The WSWS warned the agreement was brought to teachers under false pretenses and warned that schools and educators would come under attack immediately following ratification. This was quickly confirmed when mayor Brandon Johnson, a former CTU official elected with the support of the union and the Democratic Socialists of America, suddenly announced that “the situation had changed,” necessitating deep cuts.

This was a lie. Johnson in fact had first floated school cuts in May of 2023, before he was even elected and that he could rely on his ties to the CTU to carry it out. “Who is better able to deliver bad news to a friend than a friend?,” he declared.

A recent comment by CTU President Stacy Davis Gates illustrates the union’s role: It is cold comfort, but these layoffs are lower than last year.” In other words, educators have no choice but to accept cuts.

“Good Trouble” event drew few

The Democratic Party held a “Good Trouble” rally in downtown Chicago July 17, which drew just a couple thousand attendees. At the event, both Mayor Johnson and CTU President Davis Gates repeated the lie that the teachers’ contract protects schools from ruling class attacks. They were supported by NEA President Becky Pringle and representatives from the National Education Association, among other Democratic Party figures.

The CTU was praised from the stage for achieving a “historic, transformative” contract “without a strike.”

By the time the CTU president took the stage, most of the elderly crowd that had gathered in the plaza hours before had departed. Davis Gates’ remarks did not make any mention of the layoffs and instead referred to CTU’s efforts to remove “lead, asbestos, mold and to get with it on this green, sustainable economy.”

Rather than placing the billionaire-led attacks on public education in their class context, as the Trump administration robs the future to pay for repressions here and war abroad, Davis Gates elevated the issues of race and gender. In closing she made a statement on the viability of American democracy declaring, in the face of the barest social facts: “We get an opportunity to live in a country that forces the wealthy to pay their fair share and that houses each and every one of us.”

Teachers furious over lack of backpay

As the Democratic Party establishment lauds the conduct of CTU leadership, CPS educators are still awaiting the backpay they are owed retroactive to July 2024, when the last contract expired. The date this was supposed to have been paid was moved back throughout the summer, with the latest date given as August 8, a couple days before educators return to school buildings to prepare for the semester.

Teachers and their families are furious over the financial strain this has caused. Increasingly angry exchanges are taking place between educators and union representatives, who have no response except to echo the response of the district, rationalize the delays and to threaten to teachers who raise criticisms over this breach of contract.

“There’s no reason why we worked the entire school year and we’re still waiting to receive what’s owed to us?” one asked.

One teacher said, “I’m still waiting on a paycheck that is owed to me and members calling and emailing instead of my union that helped to elect this mayor give me money that is owed to me.”

Another said, “CTU did not hold CPS accountable for the amount of time we waited for this pay that is owed to us.”

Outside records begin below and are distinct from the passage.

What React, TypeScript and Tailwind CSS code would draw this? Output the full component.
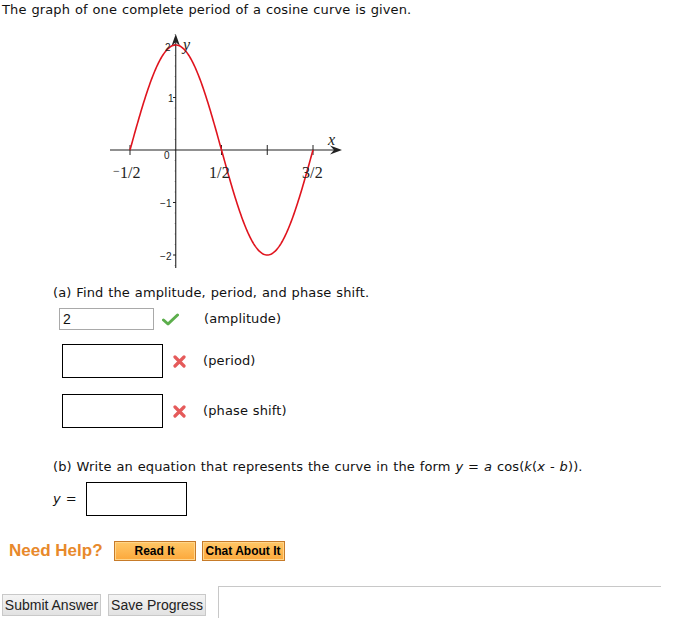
import React from "react";

// page coordinates mapped straight into the svg viewBox
const X0 = 175.75;
const UX = 91.5;
const Y0 = 150;
const UY = 52.5;

function curvePath() {
  const pts: string[] = [];
  for (let i = 0; i <= 200; i++) {
    const t = -0.5 + i * 0.01;
    const v = 2 * Math.cos(Math.PI * t);
    pts.push(`${i === 0 ? "M" : "L"}${(X0 + UX * t).toFixed(2)} ${(Y0 - UY * v).toFixed(2)}`);
  }
  return pts.join(" ");
}

function CosineGraph() {
  const minor: number[] = [];
  for (let v = -2.2; v <= 2.21; v += 0.2) minor.push(v);
  return (
    <svg width={250} height={240} viewBox="100 30 250 240" className="block">
      {/* y axis minor ticks */}
      {minor.map((v) => (
        <line key={v.toFixed(1)} x1={174.5} x2={176} y1={Y0 - UY * v} y2={Y0 - UY * v} stroke="#777" strokeWidth={0.5} />
      ))}
      {/* axes */}
      <line x1={110} y1={Y0} x2={336} y2={Y0} stroke="#222" strokeWidth={1.1} />
      <polygon points="342,150 330,145.5 334,150 330,154.5" fill="#222" />
      <line x1={X0} y1={268} x2={X0} y2={40} stroke="#222" strokeWidth={1.1} />
      <polygon points="175.75,34 171.5,46 175.75,42 180,46" fill="#222" />
      {/* x ticks */}
      {[-0.5, 0.5, 1, 1.5].map((t) => (
        <line key={t} x1={X0 + UX * t} x2={X0 + UX * t} y1={145} y2={155} stroke="#222" strokeWidth={1} />
      ))}
      {/* y ticks */}
      {[1, -1, -2, 2].map((v) => (
        <line key={v} x1={173} x2={176} y1={Y0 - UY * v} y2={Y0 - UY * v} stroke="#222" strokeWidth={1} />
      ))}
      <path d={curvePath()} fill="none" stroke="#e0141e" strokeWidth={1.6} />
      {/* labels */}
      <g fontFamily="Liberation Sans, Arial, sans-serif" fontSize={10} fill="#222">
        <text x={165} y={51}>2</text>
        <text x={168} y={102}>1</text>
        <text x={164} y={159}>0</text>
        <text x={160} y={207}>−1</text>
        <text x={160} y={260}>−2</text>
      </g>
      <g fontFamily="Liberation Serif, Times New Roman, serif" fontSize={16} fill="#222">
        <text x={113} y={178}>
          <tspan fontSize={12} dy={-3}>−</tspan>
          <tspan dy={3}>1/2</tspan>
        </text>
        <text x={209} y={178}>1/2</text>
        <text x={302} y={178}>3/2</text>
        <text x={183} y={50} fontStyle="italic">y</text>
        <text x={328} y={145} fontStyle="italic">x</text>
      </g>
    </svg>
  );
}

function CheckIcon() {
  return (
    <svg width={17} height={13} viewBox="0 0 17 13" className="block">
      <path d="M1.5 7 L6 11 L15.5 2" fill="none" stroke="#5cae4c" strokeWidth={3} strokeLinecap="round" strokeLinejoin="round" />
    </svg>
  );
}

function CrossIcon() {
  return (
    <svg width={13} height={13} viewBox="0 0 13 13" className="block">
      <path d="M2 2 L11 11 M11 2 L2 11" fill="none" stroke="#e55a5a" strokeWidth={3.2} strokeLinecap="round" />
    </svg>
  );
}

function AnswerRow({ label, mt }: { label: string; mt: string }) {
  return (
    <div className={`flex items-center ${mt}`}>
      <div className="ml-[9px] h-[34px] w-[101px] border border-black bg-white" />
      <div className="ml-[10px]">
        <CrossIcon />
      </div>
      <span className="ml-[17px]">{label}</span>
    </div>
  );
}

export default function App() {
  return (
    <div className="relative h-[618px] w-[674px] overflow-hidden bg-white text-[13px] leading-[16px] tracking-[0.12px] [word-spacing:0.6px] text-[#111] [font-family:'DejaVu_Sans',Verdana,sans-serif]">
      <p className="pl-[2px] pt-[2px]">The graph of one complete period of a cosine curve is given.</p>

      <div className="ml-[100px] mt-[12px]">
        <CosineGraph />
      </div>

      <div className="pl-[53px]">
        <p className="mt-[15px]">(a) Find the amplitude, period, and phase shift.</p>

        <div className="mt-[7px] flex items-center">
          <div className="ml-[6px] flex h-[22px] w-[95px] items-center border border-[#a9a9a9] bg-white pl-[3px] [font-family:'Liberation_Sans',Arial,sans-serif] text-[14px]">
            2
          </div>
          <div className="ml-[8px] mt-[1px]">
            <CheckIcon />
          </div>
          <span className="ml-[25px]">(amplitude)</span>
        </div>

        <AnswerRow label="(period)" mt="mt-[14px]" />
        <AnswerRow label="(phase shift)" mt="mt-[16px]" />

        <p className="mt-[31px]">
          (b) Write an equation that represents the curve in the form <i>y</i> = <i>a</i> cos(<i>k</i>(<i>x</i> - <i>b</i>)).
        </p>

        <div className="mt-[7px] flex items-center">
          <span>
            <i>y</i> =
          </span>
          <div className="ml-[9px] h-[34px] w-[101px] border border-black bg-white" />
        </div>
      </div>

      <div className="mt-[25px] flex items-center pl-[9px] tracking-normal [word-spacing:0] [font-family:'Liberation_Sans',Arial,sans-serif]">
        <span className="text-[17px] font-bold text-[#e8892b]">Need Help?</span>
        <button className="ml-[11px] h-[20px] w-[82px] border border-[#c77b29] bg-gradient-to-b from-[#ffc766] to-[#fca83a] text-[12px] font-bold text-black shadow-[inset_0_0_0_1px_#ffd58a]">
          Read It
        </button>
        <button className="ml-[6px] h-[20px] w-[83px] border border-[#c77b29] bg-gradient-to-b from-[#ffc766] to-[#fca83a] text-[12px] font-bold text-black shadow-[inset_0_0_0_1px_#ffd58a]">
          Chat About It
        </button>
      </div>

      <div className="mt-[25px] flex items-start tracking-normal [word-spacing:0] [font-family:'Liberation_Sans',Arial,sans-serif]">
        <button className="ml-[2px] mt-[8px] h-[22px] w-[99px] border border-[#c9c9c9] bg-gradient-to-b from-[#f4f4f4] to-[#e2e2e2] text-[14px] text-[#222]">
          Submit Answer
        </button>
        <button className="ml-[7px] mt-[8px] h-[22px] w-[98px] border border-[#c9c9c9] bg-gradient-to-b from-[#f4f4f4] to-[#e2e2e2] text-[14px] text-[#222]">
          Save Progress
        </button>
        <div className="ml-[12px] h-[60px] w-[443px] border-l border-t border-[#c8c8c8]" />
      </div>
    </div>
  );
}
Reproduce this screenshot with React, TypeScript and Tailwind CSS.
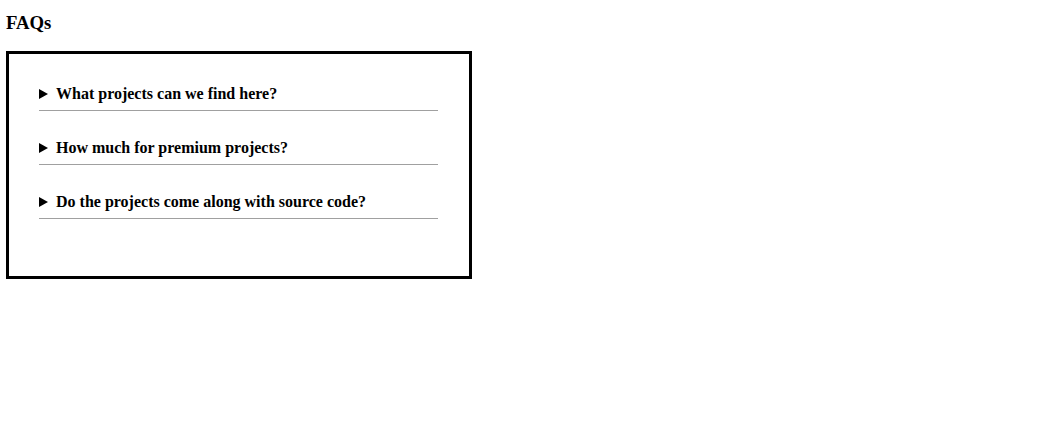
import React from "react";

const faqs = [
  "What projects can we find here?",
  "How much for premium projects?",
  "Do the projects come along with source code?",
];

const App: React.FC = () => {
  return (
    <div className="min-h-screen bg-white px-[6px] text-black font-['Liberation_Serif',serif]">
      <h3 className="mt-[12px] mb-[18px] text-[18.72px] leading-[21px] font-bold">FAQs</h3>

      <div className="w-[466px] border-[3px] border-black pl-[30px] pr-[31px] pt-[3px] pb-[57px]">
        {faqs.map((q) => (
          <details key={q} className="border-b border-[#a0a0a0] pt-[28px] pb-[7px]">
            <summary className="flex items-center list-none cursor-pointer text-[16px] leading-[18px] font-bold [&::-webkit-details-marker]:hidden">
              <svg className="w-[9px] h-[10px] mr-[8px] shrink-0" viewBox="0 0 9 10">
                <polygon points="0,0 9,5 0,10" fill="black" />
              </svg>
              {q}
            </summary>
          </details>
        ))}
      </div>
    </div>
  );
};

export default App;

And, “They are out of their minds thinking we are showing up [in August] without our money.”

Speaking from past experience, a teacher remarked: “They [CPS] are busy figuring out their next cuts… figure out our retro pay already! They change our start and stop days on the calendar every year and then they don’t pay teachers money they owe them… to support their families? Terrible! So are they going to hand out pink slips with the retro pay too?”

Independent rank and file committees must be formed to defend education

Educators, parents, students and the working class in the city of Chicago must organize themselves to fight these bipartisan cuts and mount a defense of the right to free, high quality public education or any other social right.

Independent rank-and-file committees in each school must be formed to advance the demands of teachers for the pay they are owed, to block future attacks on schools, as well as teachers and students. These committees can unite educators with workers across sectors, linking up with transit workers, healthcare and logistics workers to combat the relentless cuts, layoffs and closures and dismantling of vital public infrastructure. 

A Chicago teacher has written an appeal to teachers in California and Philadelphia calling for a united struggle to oppose the destruction of public education, jobs and infrastructure in order to pay for repression and war:

Under conditions of deep social and economic crisis, war, and the rise of authoritarianism, educators cannot afford to follow the dead-end perspective of union officials who seek to contain and isolate any real opposition. What is needed is an independent movement from below, led by rank-and-file educators committed to breaking from the suffocating grip of the bureaucracies and mobilizing the power of the working class.